#### Task goal
Reproduce all lines of the listing below in which the word "styled" occurs.

#### Data provided

__________

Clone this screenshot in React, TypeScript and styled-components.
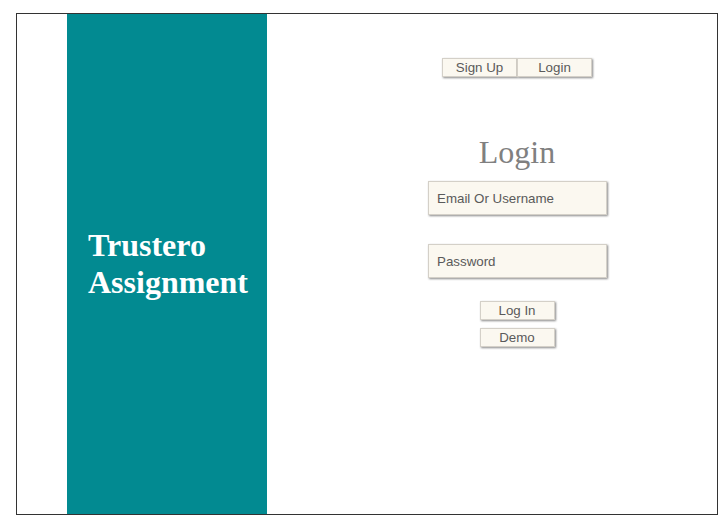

__________

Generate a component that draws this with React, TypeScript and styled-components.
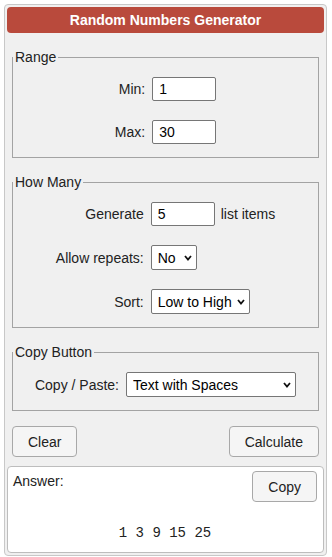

__________

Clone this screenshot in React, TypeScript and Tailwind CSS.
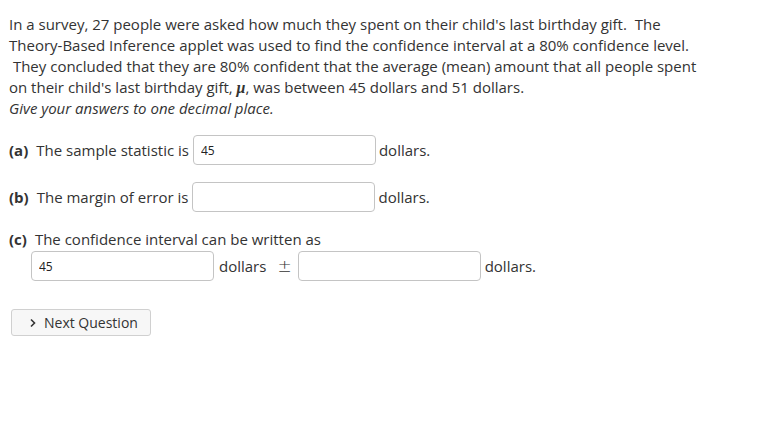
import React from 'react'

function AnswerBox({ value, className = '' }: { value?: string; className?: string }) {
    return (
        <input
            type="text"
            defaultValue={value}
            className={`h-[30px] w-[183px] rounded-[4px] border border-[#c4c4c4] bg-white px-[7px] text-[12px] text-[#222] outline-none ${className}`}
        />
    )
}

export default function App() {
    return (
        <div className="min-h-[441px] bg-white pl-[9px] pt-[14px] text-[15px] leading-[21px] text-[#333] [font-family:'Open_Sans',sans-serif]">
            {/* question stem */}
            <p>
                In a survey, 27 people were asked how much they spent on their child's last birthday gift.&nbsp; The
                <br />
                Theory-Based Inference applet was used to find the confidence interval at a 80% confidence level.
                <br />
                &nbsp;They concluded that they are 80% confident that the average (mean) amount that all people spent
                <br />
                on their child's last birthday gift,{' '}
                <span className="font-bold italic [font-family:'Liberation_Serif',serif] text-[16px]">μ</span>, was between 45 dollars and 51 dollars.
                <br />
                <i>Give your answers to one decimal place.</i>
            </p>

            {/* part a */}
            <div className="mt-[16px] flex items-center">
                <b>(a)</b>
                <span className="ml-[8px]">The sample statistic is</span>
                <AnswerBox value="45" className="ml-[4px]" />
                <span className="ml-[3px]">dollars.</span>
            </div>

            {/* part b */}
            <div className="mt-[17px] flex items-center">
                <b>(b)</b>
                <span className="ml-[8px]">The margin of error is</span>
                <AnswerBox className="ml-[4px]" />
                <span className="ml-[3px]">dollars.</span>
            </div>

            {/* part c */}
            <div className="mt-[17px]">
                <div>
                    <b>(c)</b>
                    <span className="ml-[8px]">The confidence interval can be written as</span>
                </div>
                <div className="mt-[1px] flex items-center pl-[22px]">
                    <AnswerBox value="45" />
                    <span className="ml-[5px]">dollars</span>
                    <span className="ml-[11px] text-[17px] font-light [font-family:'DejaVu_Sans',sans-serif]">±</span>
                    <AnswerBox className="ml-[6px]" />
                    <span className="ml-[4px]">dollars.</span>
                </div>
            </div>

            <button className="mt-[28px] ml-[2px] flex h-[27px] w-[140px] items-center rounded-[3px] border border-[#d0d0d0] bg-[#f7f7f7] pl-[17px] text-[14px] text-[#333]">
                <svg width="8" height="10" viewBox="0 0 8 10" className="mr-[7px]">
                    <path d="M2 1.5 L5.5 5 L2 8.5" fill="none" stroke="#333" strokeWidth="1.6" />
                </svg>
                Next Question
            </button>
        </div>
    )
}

__________

#### Reply
Clone this screenshot in React, TypeScript and styled-components.
Generate a component that draws this with React, TypeScript and styled-components.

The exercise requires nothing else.